● **GIVEN REQUEST**
Where a line contains the string "TypeScript", copy that line.

Part of a data file:
------------------------------------------------
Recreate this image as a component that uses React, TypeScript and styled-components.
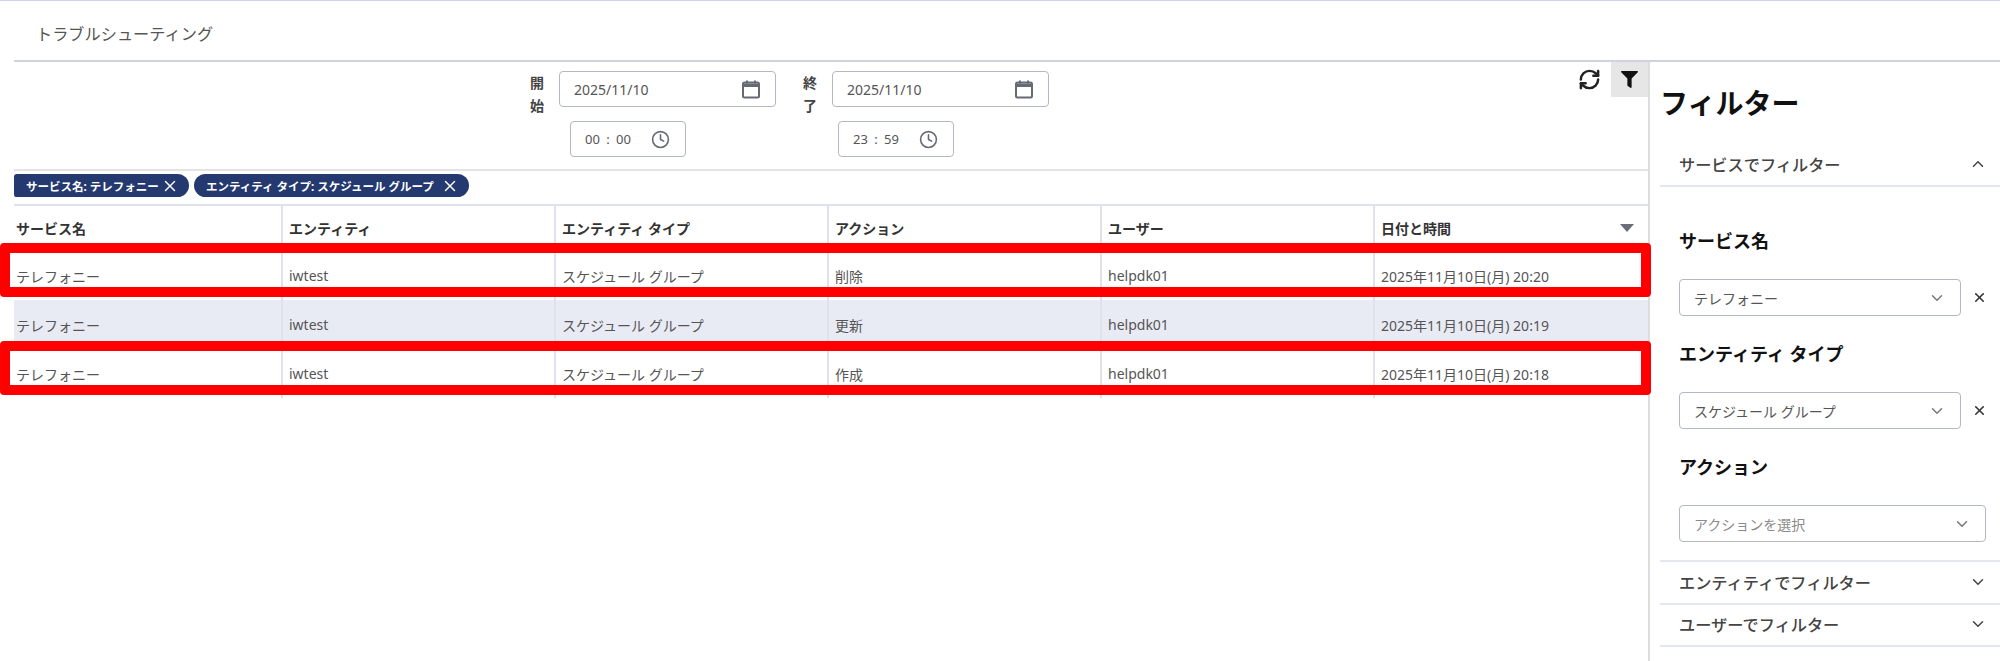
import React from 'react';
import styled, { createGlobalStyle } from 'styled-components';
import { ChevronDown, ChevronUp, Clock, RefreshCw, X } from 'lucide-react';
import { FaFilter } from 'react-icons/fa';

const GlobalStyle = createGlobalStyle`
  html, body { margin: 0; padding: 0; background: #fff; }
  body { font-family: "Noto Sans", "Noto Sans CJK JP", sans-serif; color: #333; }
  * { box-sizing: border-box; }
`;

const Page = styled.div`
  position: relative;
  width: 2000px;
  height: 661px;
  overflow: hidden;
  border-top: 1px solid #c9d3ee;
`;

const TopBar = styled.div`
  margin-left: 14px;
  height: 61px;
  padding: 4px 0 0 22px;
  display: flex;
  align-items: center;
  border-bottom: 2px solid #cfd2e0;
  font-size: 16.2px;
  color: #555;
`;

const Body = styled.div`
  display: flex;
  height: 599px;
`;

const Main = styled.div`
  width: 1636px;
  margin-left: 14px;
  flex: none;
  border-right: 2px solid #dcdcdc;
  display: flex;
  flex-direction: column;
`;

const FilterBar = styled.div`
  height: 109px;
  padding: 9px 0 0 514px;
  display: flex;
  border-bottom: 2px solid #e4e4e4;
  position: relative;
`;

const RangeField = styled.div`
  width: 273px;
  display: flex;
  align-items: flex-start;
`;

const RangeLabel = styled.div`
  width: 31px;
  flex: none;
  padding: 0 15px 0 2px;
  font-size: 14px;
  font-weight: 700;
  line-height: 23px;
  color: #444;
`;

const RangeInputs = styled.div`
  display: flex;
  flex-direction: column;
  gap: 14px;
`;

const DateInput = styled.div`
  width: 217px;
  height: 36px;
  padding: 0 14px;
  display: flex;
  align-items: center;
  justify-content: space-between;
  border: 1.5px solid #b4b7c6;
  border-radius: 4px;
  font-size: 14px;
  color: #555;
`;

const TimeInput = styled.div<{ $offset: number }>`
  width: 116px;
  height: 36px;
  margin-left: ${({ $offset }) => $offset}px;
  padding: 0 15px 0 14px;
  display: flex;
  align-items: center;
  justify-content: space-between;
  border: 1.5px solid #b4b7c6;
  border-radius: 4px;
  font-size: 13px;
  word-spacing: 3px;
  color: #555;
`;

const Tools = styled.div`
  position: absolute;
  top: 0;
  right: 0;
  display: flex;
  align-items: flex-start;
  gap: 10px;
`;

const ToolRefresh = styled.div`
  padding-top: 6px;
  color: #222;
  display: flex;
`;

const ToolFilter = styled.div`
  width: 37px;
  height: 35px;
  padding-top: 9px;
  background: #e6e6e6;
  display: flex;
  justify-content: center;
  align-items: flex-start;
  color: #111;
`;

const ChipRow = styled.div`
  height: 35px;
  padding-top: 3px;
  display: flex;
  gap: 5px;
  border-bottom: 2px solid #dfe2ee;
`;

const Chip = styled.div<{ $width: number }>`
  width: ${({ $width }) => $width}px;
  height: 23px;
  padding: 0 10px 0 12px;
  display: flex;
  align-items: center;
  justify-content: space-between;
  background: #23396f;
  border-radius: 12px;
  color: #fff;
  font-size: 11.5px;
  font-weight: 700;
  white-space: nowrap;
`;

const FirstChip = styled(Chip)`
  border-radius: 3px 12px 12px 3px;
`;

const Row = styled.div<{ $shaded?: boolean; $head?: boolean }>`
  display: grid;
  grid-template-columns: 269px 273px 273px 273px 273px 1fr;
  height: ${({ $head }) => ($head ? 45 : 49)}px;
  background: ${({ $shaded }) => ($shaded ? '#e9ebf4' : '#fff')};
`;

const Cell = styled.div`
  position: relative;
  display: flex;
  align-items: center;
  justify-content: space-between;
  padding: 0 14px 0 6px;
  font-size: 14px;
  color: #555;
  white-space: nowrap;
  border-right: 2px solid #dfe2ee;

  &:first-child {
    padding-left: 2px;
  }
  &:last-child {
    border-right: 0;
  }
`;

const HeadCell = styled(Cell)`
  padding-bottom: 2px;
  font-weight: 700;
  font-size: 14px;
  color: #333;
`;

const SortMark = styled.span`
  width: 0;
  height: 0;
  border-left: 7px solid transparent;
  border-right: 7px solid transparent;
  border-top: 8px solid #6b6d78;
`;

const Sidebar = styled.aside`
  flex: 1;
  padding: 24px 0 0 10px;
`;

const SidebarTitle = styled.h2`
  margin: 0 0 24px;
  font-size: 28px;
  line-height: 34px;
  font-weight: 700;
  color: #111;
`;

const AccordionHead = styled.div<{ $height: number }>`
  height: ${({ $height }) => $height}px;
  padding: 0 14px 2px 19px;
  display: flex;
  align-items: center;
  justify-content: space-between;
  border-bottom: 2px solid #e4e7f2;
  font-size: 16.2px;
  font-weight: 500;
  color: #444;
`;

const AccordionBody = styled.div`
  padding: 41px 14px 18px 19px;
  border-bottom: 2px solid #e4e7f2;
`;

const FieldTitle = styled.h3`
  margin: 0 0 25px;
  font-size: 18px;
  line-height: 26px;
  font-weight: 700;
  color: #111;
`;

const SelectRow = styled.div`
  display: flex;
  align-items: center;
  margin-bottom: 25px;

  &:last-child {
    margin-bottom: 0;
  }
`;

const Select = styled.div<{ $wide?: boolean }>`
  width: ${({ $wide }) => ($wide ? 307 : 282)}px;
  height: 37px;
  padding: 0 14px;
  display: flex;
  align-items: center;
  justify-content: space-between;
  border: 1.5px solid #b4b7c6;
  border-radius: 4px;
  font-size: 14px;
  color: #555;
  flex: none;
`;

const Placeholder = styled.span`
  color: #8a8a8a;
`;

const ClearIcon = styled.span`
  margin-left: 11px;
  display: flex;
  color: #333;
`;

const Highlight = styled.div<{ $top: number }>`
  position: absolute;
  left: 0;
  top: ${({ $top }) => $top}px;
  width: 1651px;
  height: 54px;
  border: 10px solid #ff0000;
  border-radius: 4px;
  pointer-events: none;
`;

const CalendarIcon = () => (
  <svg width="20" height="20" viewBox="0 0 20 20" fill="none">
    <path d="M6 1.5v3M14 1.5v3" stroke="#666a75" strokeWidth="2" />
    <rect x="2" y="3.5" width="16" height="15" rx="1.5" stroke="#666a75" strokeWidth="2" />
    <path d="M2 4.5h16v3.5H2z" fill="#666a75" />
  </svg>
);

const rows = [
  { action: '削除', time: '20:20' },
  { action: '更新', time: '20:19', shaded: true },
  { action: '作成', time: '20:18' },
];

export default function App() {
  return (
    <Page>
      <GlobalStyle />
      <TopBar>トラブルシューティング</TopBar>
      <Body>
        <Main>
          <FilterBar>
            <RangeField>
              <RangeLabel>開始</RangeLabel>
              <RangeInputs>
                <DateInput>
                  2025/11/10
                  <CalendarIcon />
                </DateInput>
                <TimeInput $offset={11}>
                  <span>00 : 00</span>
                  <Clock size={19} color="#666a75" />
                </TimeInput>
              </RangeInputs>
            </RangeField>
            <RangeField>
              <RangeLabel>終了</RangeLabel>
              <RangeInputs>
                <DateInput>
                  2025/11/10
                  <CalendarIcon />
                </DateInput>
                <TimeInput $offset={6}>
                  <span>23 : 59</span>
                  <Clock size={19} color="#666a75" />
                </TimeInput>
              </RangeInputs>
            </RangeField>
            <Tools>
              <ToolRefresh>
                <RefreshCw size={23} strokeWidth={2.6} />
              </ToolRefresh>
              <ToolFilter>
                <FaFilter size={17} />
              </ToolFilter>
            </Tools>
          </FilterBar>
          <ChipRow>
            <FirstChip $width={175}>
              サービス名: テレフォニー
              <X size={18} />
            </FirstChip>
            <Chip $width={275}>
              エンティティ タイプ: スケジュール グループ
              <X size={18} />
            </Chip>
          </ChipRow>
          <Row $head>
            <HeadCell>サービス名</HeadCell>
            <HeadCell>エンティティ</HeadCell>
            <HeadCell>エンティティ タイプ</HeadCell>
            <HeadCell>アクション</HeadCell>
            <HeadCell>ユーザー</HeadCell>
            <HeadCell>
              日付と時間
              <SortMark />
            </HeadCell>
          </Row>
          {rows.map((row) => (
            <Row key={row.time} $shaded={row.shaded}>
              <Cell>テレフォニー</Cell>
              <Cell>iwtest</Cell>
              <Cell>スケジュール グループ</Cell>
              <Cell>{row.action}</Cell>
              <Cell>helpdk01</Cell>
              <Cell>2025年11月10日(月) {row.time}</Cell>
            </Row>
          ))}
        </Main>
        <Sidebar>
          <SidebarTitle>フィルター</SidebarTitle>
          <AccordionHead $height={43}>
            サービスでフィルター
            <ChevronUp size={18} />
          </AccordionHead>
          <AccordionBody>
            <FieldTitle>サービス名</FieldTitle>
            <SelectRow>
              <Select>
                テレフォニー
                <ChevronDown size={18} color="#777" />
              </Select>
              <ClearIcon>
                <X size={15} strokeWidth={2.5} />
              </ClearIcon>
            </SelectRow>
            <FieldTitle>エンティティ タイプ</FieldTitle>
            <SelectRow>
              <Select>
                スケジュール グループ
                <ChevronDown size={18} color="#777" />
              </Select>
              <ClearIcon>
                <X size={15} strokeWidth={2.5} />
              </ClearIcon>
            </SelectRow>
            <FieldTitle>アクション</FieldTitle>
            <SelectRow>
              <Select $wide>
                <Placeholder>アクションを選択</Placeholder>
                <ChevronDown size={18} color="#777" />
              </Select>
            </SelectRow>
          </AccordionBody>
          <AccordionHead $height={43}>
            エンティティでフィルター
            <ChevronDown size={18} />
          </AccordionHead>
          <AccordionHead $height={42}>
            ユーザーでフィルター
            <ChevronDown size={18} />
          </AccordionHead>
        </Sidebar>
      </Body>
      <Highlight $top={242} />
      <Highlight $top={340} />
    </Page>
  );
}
------------------------------------------------
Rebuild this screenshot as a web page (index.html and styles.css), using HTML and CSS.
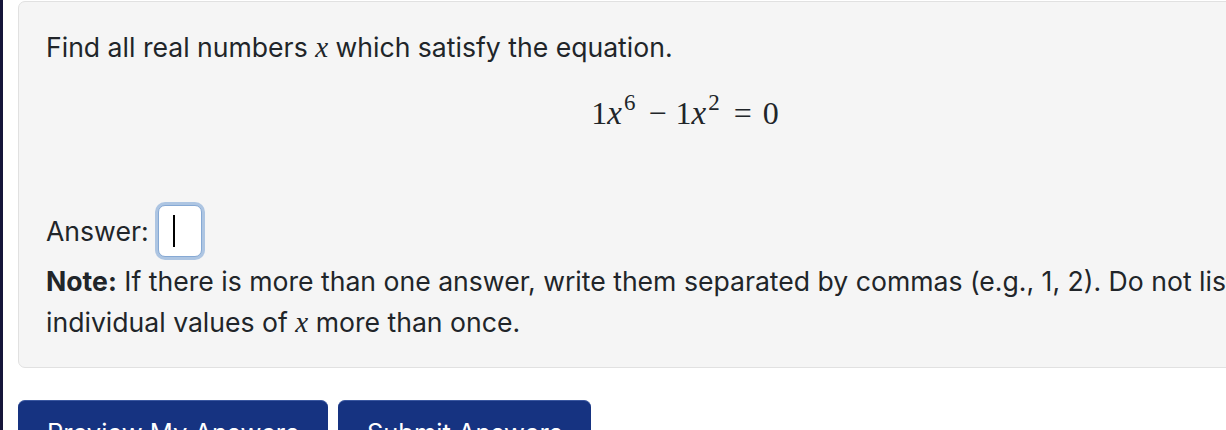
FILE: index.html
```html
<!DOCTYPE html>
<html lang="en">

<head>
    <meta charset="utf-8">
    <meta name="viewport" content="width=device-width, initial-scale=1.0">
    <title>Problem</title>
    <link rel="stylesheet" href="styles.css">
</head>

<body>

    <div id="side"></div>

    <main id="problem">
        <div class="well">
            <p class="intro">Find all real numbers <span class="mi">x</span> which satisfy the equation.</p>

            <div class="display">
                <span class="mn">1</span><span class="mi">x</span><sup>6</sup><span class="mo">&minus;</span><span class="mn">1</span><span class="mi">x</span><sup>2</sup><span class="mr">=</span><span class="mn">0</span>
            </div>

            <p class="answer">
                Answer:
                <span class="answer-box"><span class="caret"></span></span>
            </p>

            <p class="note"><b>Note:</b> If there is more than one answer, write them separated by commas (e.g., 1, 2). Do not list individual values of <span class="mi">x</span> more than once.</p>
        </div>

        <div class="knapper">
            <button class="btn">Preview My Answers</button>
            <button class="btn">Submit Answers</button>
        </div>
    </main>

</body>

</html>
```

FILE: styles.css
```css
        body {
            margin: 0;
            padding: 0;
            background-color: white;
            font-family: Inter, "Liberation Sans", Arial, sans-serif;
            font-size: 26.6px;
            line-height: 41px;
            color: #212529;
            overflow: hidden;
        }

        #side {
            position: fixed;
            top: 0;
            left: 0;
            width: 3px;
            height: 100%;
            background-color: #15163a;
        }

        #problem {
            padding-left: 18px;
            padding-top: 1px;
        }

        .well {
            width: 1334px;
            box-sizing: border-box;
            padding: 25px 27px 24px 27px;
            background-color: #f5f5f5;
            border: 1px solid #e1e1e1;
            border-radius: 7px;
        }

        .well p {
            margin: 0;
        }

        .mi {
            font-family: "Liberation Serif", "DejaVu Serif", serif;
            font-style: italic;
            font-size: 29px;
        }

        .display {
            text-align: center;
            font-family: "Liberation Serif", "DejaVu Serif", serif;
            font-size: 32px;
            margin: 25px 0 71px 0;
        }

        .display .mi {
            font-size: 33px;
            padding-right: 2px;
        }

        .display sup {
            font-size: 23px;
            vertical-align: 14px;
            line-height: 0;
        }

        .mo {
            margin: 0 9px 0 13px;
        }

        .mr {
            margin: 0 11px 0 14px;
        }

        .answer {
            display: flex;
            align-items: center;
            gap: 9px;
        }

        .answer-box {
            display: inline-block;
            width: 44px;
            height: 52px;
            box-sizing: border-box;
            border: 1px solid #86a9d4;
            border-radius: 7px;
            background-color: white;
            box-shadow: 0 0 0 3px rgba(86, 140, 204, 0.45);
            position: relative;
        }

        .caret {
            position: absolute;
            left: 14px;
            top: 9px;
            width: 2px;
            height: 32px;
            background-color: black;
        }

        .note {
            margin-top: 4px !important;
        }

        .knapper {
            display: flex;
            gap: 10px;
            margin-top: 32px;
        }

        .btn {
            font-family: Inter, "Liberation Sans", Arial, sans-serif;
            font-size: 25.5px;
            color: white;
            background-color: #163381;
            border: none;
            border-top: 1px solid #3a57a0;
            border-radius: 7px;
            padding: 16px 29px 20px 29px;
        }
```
------------------------------------------------
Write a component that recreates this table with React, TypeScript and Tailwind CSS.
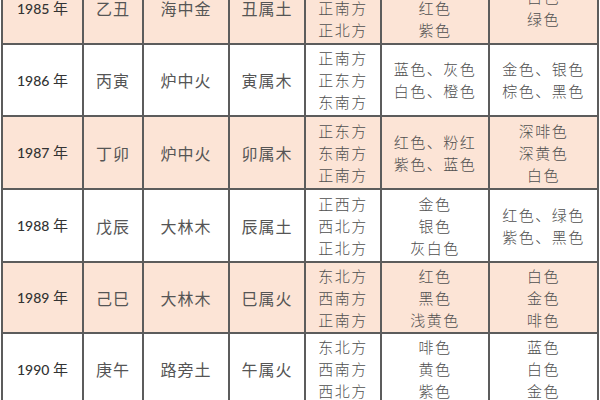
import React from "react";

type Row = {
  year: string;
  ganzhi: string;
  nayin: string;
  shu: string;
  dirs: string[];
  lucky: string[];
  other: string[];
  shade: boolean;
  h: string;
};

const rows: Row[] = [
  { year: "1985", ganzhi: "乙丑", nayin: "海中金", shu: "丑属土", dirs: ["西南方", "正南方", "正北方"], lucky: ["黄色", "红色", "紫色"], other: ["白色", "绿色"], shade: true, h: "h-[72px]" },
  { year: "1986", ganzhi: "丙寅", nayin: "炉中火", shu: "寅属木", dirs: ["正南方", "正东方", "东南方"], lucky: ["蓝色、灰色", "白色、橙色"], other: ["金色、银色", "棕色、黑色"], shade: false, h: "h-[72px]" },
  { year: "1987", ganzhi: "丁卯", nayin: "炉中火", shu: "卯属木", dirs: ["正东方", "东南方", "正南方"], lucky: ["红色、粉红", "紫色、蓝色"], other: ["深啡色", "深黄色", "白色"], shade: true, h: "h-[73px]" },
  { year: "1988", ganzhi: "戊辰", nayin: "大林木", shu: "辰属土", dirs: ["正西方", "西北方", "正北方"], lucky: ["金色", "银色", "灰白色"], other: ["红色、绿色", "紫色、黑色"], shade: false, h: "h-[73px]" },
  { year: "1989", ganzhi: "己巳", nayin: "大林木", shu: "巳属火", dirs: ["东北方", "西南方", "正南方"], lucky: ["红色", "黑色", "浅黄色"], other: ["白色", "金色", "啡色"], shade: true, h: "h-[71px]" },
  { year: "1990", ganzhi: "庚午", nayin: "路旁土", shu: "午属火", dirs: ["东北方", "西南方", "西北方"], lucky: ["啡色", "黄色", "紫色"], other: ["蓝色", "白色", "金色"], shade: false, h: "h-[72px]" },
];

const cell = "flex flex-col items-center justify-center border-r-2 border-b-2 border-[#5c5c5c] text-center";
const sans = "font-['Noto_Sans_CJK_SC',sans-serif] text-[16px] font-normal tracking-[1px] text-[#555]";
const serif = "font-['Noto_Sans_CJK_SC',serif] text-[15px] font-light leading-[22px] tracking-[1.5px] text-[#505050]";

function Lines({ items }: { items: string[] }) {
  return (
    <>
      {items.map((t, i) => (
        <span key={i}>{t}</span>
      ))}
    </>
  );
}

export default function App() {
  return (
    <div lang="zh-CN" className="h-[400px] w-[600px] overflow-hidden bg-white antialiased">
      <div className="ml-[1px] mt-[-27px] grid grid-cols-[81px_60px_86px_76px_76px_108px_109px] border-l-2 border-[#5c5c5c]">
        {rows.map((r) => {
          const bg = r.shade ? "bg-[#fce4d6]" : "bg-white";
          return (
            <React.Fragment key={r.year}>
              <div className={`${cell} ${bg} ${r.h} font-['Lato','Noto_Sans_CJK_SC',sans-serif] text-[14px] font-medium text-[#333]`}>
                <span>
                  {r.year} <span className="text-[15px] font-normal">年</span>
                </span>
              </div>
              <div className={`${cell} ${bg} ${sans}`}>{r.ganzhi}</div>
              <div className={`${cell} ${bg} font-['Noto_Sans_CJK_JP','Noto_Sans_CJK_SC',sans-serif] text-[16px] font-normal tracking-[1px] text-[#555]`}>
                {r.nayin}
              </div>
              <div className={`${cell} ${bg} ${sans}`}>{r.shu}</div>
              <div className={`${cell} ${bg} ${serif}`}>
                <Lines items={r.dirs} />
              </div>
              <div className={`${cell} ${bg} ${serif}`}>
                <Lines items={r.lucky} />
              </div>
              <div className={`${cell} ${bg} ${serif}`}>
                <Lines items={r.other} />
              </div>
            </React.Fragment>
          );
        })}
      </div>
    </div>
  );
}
------------------------------------------------
● **SOLUTION TO THE EXERCISE**
Recreate this image as a component that uses React, TypeScript and styled-components.
Write a component that recreates this table with React, TypeScript and Tailwind CSS.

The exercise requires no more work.